Can this calculator handle 3D polygons or polyhedrons?
This specific calculator is designed for 2D polygons. For 3D objects (polyhedrons), you would need to:
- Calculate the centroid in 3D space using (Σx/n, Σy/n, Σz/n)
- Use the 3D distance formula: √[(x₂-x₁)² + (y₂-y₁)² + (z₂-z₁)²]
- Consider using specialized 3D modeling software for complex shapes
We’re developing a 3D version of this tool – check back soon!
How does the centroid change if I add more vertices to my polygon?
Adding vertices will always change the centroid position unless:
- The new vertices are symmetrically placed around the existing centroid
- The new vertices’ average position equals the current centroid
General rules:
- Adding vertices closer to the current centroid will move it slightly
- Adding vertices far from the current centroid will shift it significantly
- The centroid always moves toward the average position of added points
Try it with our calculator – add vertices and watch how the centroid position updates!

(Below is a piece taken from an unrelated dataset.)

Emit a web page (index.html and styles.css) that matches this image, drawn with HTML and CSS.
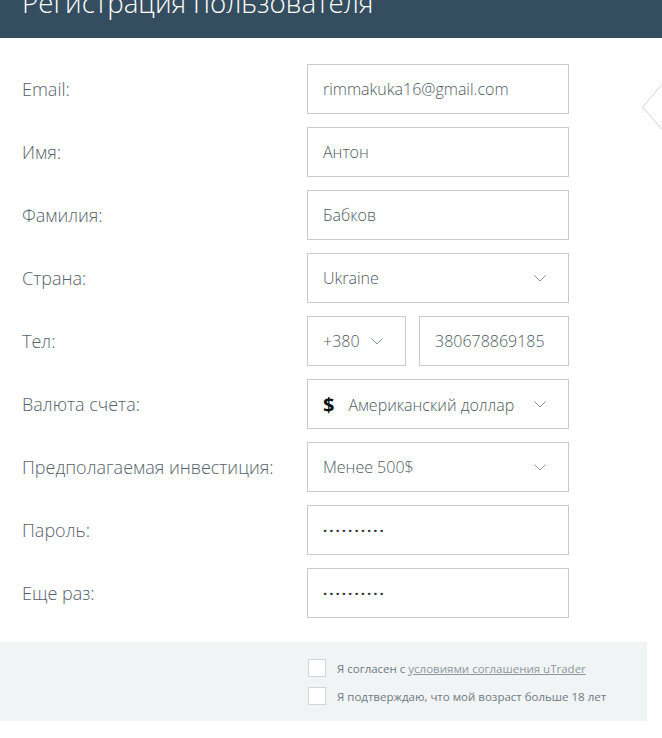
FILE: index.html
```html
<!DOCTYPE html>
<html>
<head>
    <title>Регистрация пользователя</title>
    <link rel="stylesheet" href="styles.css">
</head>
<body>
    <div class="page">
        <div class="header">
            <h1>Регистрация пользователя</h1>
        </div>

        <form class="form">
            <div class="row">
                <label>Email:</label>
                <div class="field">rimmakuka16@gmail.com</div>
            </div>
            <div class="row">
                <label>Имя:</label>
                <div class="field">Антон</div>
            </div>
            <div class="row">
                <label>Фамилия:</label>
                <div class="field">Бабков</div>
            </div>
            <div class="row">
                <label>Страна:</label>
                <div class="field select">
                    <span>Ukraine</span>
                    <svg class="caret" width="12" height="7" viewBox="0 0 12 7"><path d="M0.5 0.5 L6 6 L11.5 0.5" fill="none" stroke="#8b959b" stroke-width="1"/></svg>
                </div>
            </div>
            <div class="row">
                <label>Тел:</label>
                <div class="phone">
                    <div class="field select code">
                        <span>+380</span>
                        <svg class="caret" width="12" height="7" viewBox="0 0 12 7"><path d="M0.5 0.5 L6 6 L11.5 0.5" fill="none" stroke="#8b959b" stroke-width="1"/></svg>
                    </div>
                    <div class="field number">380678869185</div>
                </div>
            </div>
            <div class="row">
                <label>Валюта счета:</label>
                <div class="field select">
                    <span><b class="dollar">$</b>Американский доллар</span>
                    <svg class="caret" width="12" height="7" viewBox="0 0 12 7"><path d="M0.5 0.5 L6 6 L11.5 0.5" fill="none" stroke="#8b959b" stroke-width="1"/></svg>
                </div>
            </div>
            <div class="row">
                <label>Предполагаемая инвестиция:</label>
                <div class="field select">
                    <span>Менее 500$</span>
                    <svg class="caret" width="12" height="7" viewBox="0 0 12 7"><path d="M0.5 0.5 L6 6 L11.5 0.5" fill="none" stroke="#8b959b" stroke-width="1"/></svg>
                </div>
            </div>
            <div class="row">
                <label>Пароль:</label>
                <div class="field"><span class="dots">··········</span></div>
            </div>
            <div class="row">
                <label>Еще раз:</label>
                <div class="field"><span class="dots">··········</span></div>
            </div>
        </form>

        <div class="agree">
            <div class="check">
                <span class="box"></span>
                <span>Я согласен с <a href="#">условиями соглашения uTrader</a></span>
            </div>
            <div class="check">
                <span class="box"></span>
                <span>Я подтверждаю, что мой возраст больше 18 лет</span>
            </div>
        </div>

        <svg class="next" width="22" height="46" viewBox="0 0 22 46"><path d="M20 0.5 L0.7 23 L20 45.5" fill="none" stroke="#cfd3d5" stroke-width="1"/></svg>
    </div>
</body>
</html>
```

FILE: styles.css
```css
body {
    margin: 0;
    font-family: "Open Sans", Arial, sans-serif;
    background-color: #fff;
}
.page {
    position: relative;
    width: 662px;
    height: 738px;
    overflow: hidden;
}
.header {
    height: 38px;
    background-color: #354e5f;
    padding: 0 22px;
    overflow: hidden;
}
.header h1 {
    margin: -15px 0 0 0;
    font-size: 27.7px;
    line-height: 34px;
    font-weight: 300;
    color: #fff;
    white-space: nowrap;
}
.form {
    width: 647px;
    padding: 26px 0 0 22px;
    box-sizing: border-box;
    display: flex;
    flex-direction: column;
    gap: 13px;
}
.row {
    display: grid;
    grid-template-columns: 285px 262px;
    align-items: center;
    height: 50px;
}
.row label {
    font-size: 18px;
    font-weight: 300;
    color: #56636b;
}
.field {
    height: 50px;
    box-sizing: border-box;
    border: 1px solid #c9cccd;
    padding: 0 15px;
    display: flex;
    align-items: center;
    font-size: 16px;
    font-weight: 300;
    color: #4f5b63;
    background-color: #fff;
}
.select {
    justify-content: space-between;
    padding-right: 22px;
}
.caret {
    flex: none;
}
.phone {
    display: flex;
    gap: 13px;
}
.code {
    width: 99px;
    padding-right: 22px;
}
.code span {
    margin-right: 8px;
}
.number {
    width: 150px;
    padding-right: 8px;
}
.dollar {
    color: #111;
    font-size: 20px;
    font-weight: bold;
    margin-right: 14px;
    vertical-align: -1px;
}
.dots {
    color: #333;
    font-size: 15px;
    letter-spacing: 2px;
    font-weight: bold;
}
.agree {
    width: 647px;
    margin-top: 24px;
    height: 79px;
    box-sizing: border-box;
    padding: 17px 0 0 308px;
    background-color: #f1f4f5;
    display: flex;
    flex-direction: column;
    gap: 10px;
}
.check {
    display: flex;
    align-items: center;
    gap: 11px;
    font-size: 11.5px;
    color: #6e7a82;
}
.box {
    width: 18px;
    height: 18px;
    box-sizing: border-box;
    border: 1px solid #d2d6d8;
    background-color: #fff;
}
.check a {
    color: #8d979d;
}
.next {
    position: absolute;
    left: 642px;
    top: 84px;
}
```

What’s the maximum number of vertices this calculator can handle?
Our calculator is optimized to handle up to 20 vertices efficiently. For polygons with more vertices:
- The calculation time remains instantaneous (the formula complexity is O(n))
- Visualization may become cluttered with >15 vertices
- For very complex polygons (50+ vertices), consider:
- Breaking into simpler sub-polygons
- Using polygon simplification algorithms
- Specialized CAD software for professional applications
Need to calculate for a polygon with >20 vertices? Contact us about custom solutions.
How can I verify the calculator’s results manually?
Follow these steps to manually verify:
- Calculate the centroid:
- Sum all x-coordinates and divide by number of vertices
- Sum all y-coordinates and divide by number of vertices
- For your target vertex, subtract the centroid coordinates:
- Δx = x_vertex – x_centroid
- Δy = y_vertex – y_centroid
- Apply the distance formula:
- distance = √(Δx² + Δy²)
Example: For vertices (0,0), (4,0), (2,4):
- Centroid = ((0+4+2)/3, (0+0+4)/3) = (2, 1.33)
- Distance to (2,4): √[(2-2)² + (4-1.33)²] = 2.67
Our calculator uses this exact methodology with higher precision.